Spurred by strong Downtown retail, landlords convert apartments to stores

Stone Street, SMA Equities, others stand to reap far higher rents per square foot

TRD NEW YORK /
Mar.March 25, 2013 06:00 PM

For some time now, coveted Downtown neighborhoods such as Soho and the West Village have commanded some of the highest residential rents in Manhattan. But about a dozen landlords – Most Recently Stone Street Properties and SMA Equities – have found that converting ground-floor apartments into retail space is far more lucrative.

This month, Stone Street filed plans to convert a first floor apartment at 101 Macdougal Street,Between Bleecker Street and Minetta Lane, to a store, while SMA Equities did the same at 22 Spring Street, between Elizabeth and Mott streets, records filed with the city’s Department of Buildings show.

Indeed, a review by The Real Deal shows that landlords have moved to convert apartments in at least 12 buildings in Manhattan to much more valuable retail in the last two years. The two applications filed in 2013 so far may represent a slight uptick over the previous two years: in 2012, there were four such applications, and in 2011 there were six, DOB records show.

(The Real Deal looked at DOB applications to convert ground-floor residences to retail space filed between Jan. 1, 2011 and today.)

Though a conversion is not an easy process, requiring city approvals and tenant negotiations, the payout in some cases can be an exponential increase in rent per square foot. This is particularly true in hot retail areas like Greenwich Village, Nolita and Soho, where shoppers are streaming in to once sleepy streets.

At Stone Street’s 101 MacDougal, the most lucrative use for the ground floor was retail, said the firm’s managing principal, Jeffrey Kaye, who purchased the apartment building this past November as part of a $73 million portfolio of 16 buildings, along with Robert Morgenstern, also a managing principal.

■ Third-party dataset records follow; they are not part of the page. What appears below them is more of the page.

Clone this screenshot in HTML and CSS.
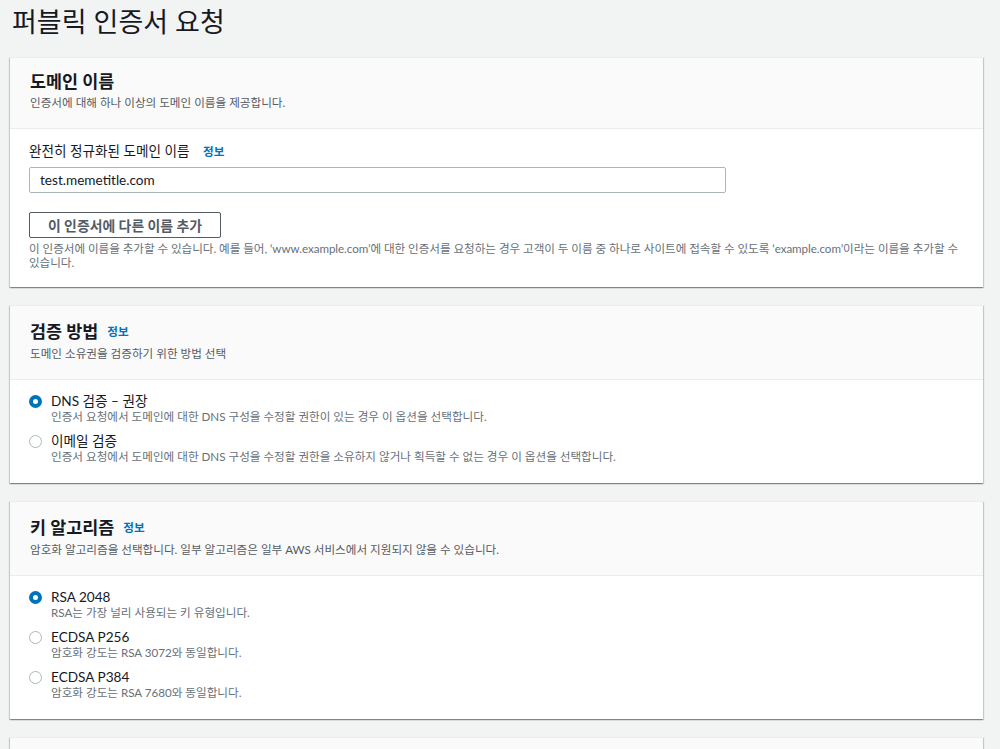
FILE: index.html
```html
<!DOCTYPE html>
<html lang="ko">
<head>
<meta charset="utf-8">
<title>퍼블릭 인증서 요청</title>
<link rel="stylesheet" href="styles.css">
</head>
<body>
<div class="page">
  <h1 class="page-title">퍼블릭 인증서 요청</h1>

  <section class="card">
    <div class="card-header">
      <h2 class="card-title">도메인 이름</h2>
      <p class="card-desc">인증서에 대해 하나 이상의 도메인 이름을 제공합니다.</p>
    </div>
    <div class="card-body">
      <div class="field-label">완전히 정규화된 도메인 이름 <a class="info">정보</a></div>
      <div class="input">test.memetitle.com</div>
      <button class="btn">이 인증서에 다른 이름 추가</button>
      <p class="hint">이 인증서에 이름을 추가할 수 있습니다. 예를 들어, ‘www.example.com’에 대한 인증서를 요청하는 경우 고객이 두 이름 중 하나로 사이트에 접속할 수 있도록 ‘example.com’이라는 이름을 추가할 수 있습니다.</p>
    </div>
  </section>

  <section class="card">
    <div class="card-header">
      <h2 class="card-title with-info">검증 방법 <a class="info">정보</a></h2>
      <p class="card-desc">도메인 소유권을 검증하기 위한 방법 선택</p>
    </div>
    <div class="card-body radios">
      <div class="option">
        <span class="radio checked"></span>
        <div class="opt-text">
          <div class="opt-label">DNS 검증 – 권장</div>
          <div class="opt-desc">인증서 요청에서 도메인에 대한 DNS 구성을 수정할 권한이 있는 경우 이 옵션을 선택합니다.</div>
        </div>
      </div>
      <div class="option">
        <span class="radio"></span>
        <div class="opt-text">
          <div class="opt-label">이메일 검증</div>
          <div class="opt-desc">인증서 요청에서 도메인에 대한 DNS 구성을 수정할 권한을 소유하지 않거나 획득할 수 없는 경우 이 옵션을 선택합니다.</div>
        </div>
      </div>
    </div>
  </section>

  <section class="card">
    <div class="card-header">
      <h2 class="card-title with-info">키 알고리즘 <a class="info">정보</a></h2>
      <p class="card-desc">암호화 알고리즘을 선택합니다. 일부 알고리즘은 일부 AWS 서비스에서 지원되지 않을 수 있습니다.</p>
    </div>
    <div class="card-body radios">
      <div class="option">
        <span class="radio checked"></span>
        <div class="opt-text">
          <div class="opt-label">RSA 2048</div>
          <div class="opt-desc">RSA는 가장 널리 사용되는 키 유형입니다.</div>
        </div>
      </div>
      <div class="option">
        <span class="radio"></span>
        <div class="opt-text">
          <div class="opt-label">ECDSA P256</div>
          <div class="opt-desc">암호화 강도는 RSA 3072와 동일합니다.</div>
        </div>
      </div>
      <div class="option">
        <span class="radio"></span>
        <div class="opt-text">
          <div class="opt-label">ECDSA P384</div>
          <div class="opt-desc">암호화 강도는 RSA 7680와 동일합니다.</div>
        </div>
      </div>
    </div>
  </section>

  <section class="card card-next">
    <div class="card-header card-header-empty"></div>
  </section>
</div>
</body>
</html>
```

FILE: styles.css
```css
html, body {
  margin: 0;
  padding: 0;
  background: #f2f3f3;
}
body {
  font-family: "Lato", "Noto Sans CJK KR", sans-serif;
  color: #16191f;
}
.page {
  width: 973px;
  padding: 4px 0 0 10px;
}
.page-title {
  margin: 0 0 17px 2px;
  font-family: "Noto Sans", "Noto Sans CJK KR", sans-serif;
  font-size: 27px;
  font-weight: 400;
  line-height: 36px;
  color: #16191f;
}
.card {
  background: #fff;
  border-top: 1px solid #eaeded;
  box-shadow: 0 1px 1px 0 rgba(0, 28, 36, 0.3), 1px 1px 1px 0 rgba(0, 28, 36, 0.15), -1px 1px 1px 0 rgba(0, 28, 36, 0.15);
  margin-bottom: 18px;
}
.card-header {
  background: #fafafa;
  border-bottom: 1px solid #eaeded;
  padding: 13px 20px 17px;
}
.card-header-empty {
  height: 60px;
}
.card-title {
  margin: 0;
  font-size: 17.4px;
  font-weight: 700;
  line-height: 22px;
  display: flex;
  align-items: center;
  gap: 9px;
}
.card-title.with-info {
  line-height: 24px;
  padding-top: 1px;
}
.card-desc {
  margin: 2px 0 0;
  font-size: 11.6px;
  line-height: 16px;
  color: #545b64;
}
.info {
  color: #0073bb;
  font-size: 11.6px;
  font-weight: 700;
  margin-left: 10px;
}
.card-title .info {
  margin-left: 0;
}
.card-body {
  padding: 12px 20px 17px 19px;
}
.field-label {
  font-size: 13.6px;
  line-height: 20px;
}
.input {
  margin-top: 5px;
  width: 675px;
  height: 24px;
  border: 1px solid #aab7b8;
  border-radius: 2px;
  padding: 0 10px;
  font-size: 13.6px;
  line-height: 24px;
}
.btn {
  display: block;
  margin-top: 19px;
  width: 192px;
  height: 26px;
  border: 1px solid #545b64;
  border-radius: 2px;
  background: #fff;
  color: #545b64;
  font-family: inherit;
  font-size: 13.9px;
  font-weight: 700;
  padding: 0;
}
.hint {
  margin: 4px 0 0;
  font-size: 11.6px;
  line-height: 14px;
  letter-spacing: -0.05px;
  color: #687078;
}
.radios {
  padding: 12px 20px 19px 19px;
  display: flex;
  flex-direction: column;
  gap: 8px;
}
.option {
  display: flex;
  gap: 9px;
}
.radio {
  flex: none;
  box-sizing: border-box;
  width: 13px;
  height: 13px;
  margin: 3px 0 0;
  border-radius: 50%;
  border: 1px solid #aab7b8;
  background: #fff;
}
.radio.checked {
  border: 4px solid #0073bb;
}
.opt-label {
  font-size: 13.6px;
  line-height: 18px;
}
.opt-desc {
  font-size: 11.6px;
  line-height: 14px;
  color: #687078;
}
```
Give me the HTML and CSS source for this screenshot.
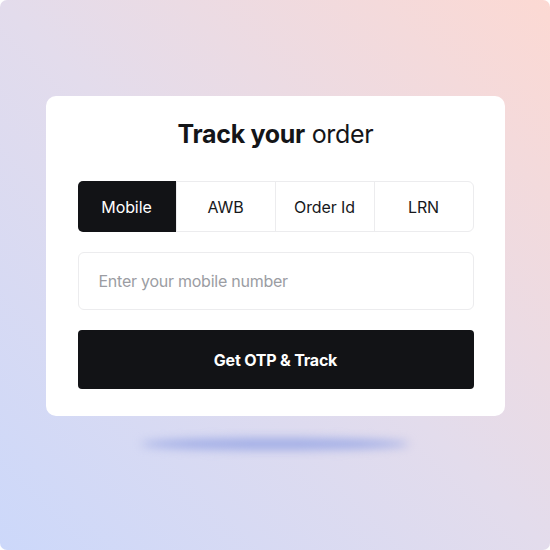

The property “is the only building on that block that does not have ground floor retail, and the amount of interest in retail on that block in the West Village is staggering,” Kaye said.

Other firms that have filed plans or already transformed apartments include Midtown-based the Jackson Group, which filed to convert the West Village space at 407 Bleecker Street, between West 11th and Bank streets, in 2011 (leased to shoe retailer Jimmy Choo); and First Atlantic Real Estate, which filed in 2011 to convert 156 Prince Street, between West Broadway and Thompson Street, in Soho, which leases space to the health food chain Juice Press.

For 407 Bleecker, the conversion was a round trip, according to DOB records. A certificate of occupancy from 1941 identified the first floor as store space. That was changed at some point before 1978, when a new certificate of occupancy said it was residential.

But there are likely more conversions to come, retail experts said, even though it is not a simple process and may include buying out or relocating rent regulated tenants.

“In a neighborhood that has been gentrifying, where retail has been creeping in, it is much better to get retail rents,” said Albert Laboz, a principal at United American Land, which owns properties in Soho, among other areas. “Especially if you buy out rent control or rent-stabilized tenants, you are really increasing your net income exponentially.”

Another landlord agent, who was not involved in these transactions, said he expected owners would be able to lift revenue per square foot by as much as ten fold.

“Bleecker Street in the West Village is a great example of this strategy,” Jared Epstein, vice president at Aurora Capital Associates, said. “Ground floor residential units that rented for $50 to $75 [per square foot] are increasingly being converted to retail space that commands $500 per square foot.”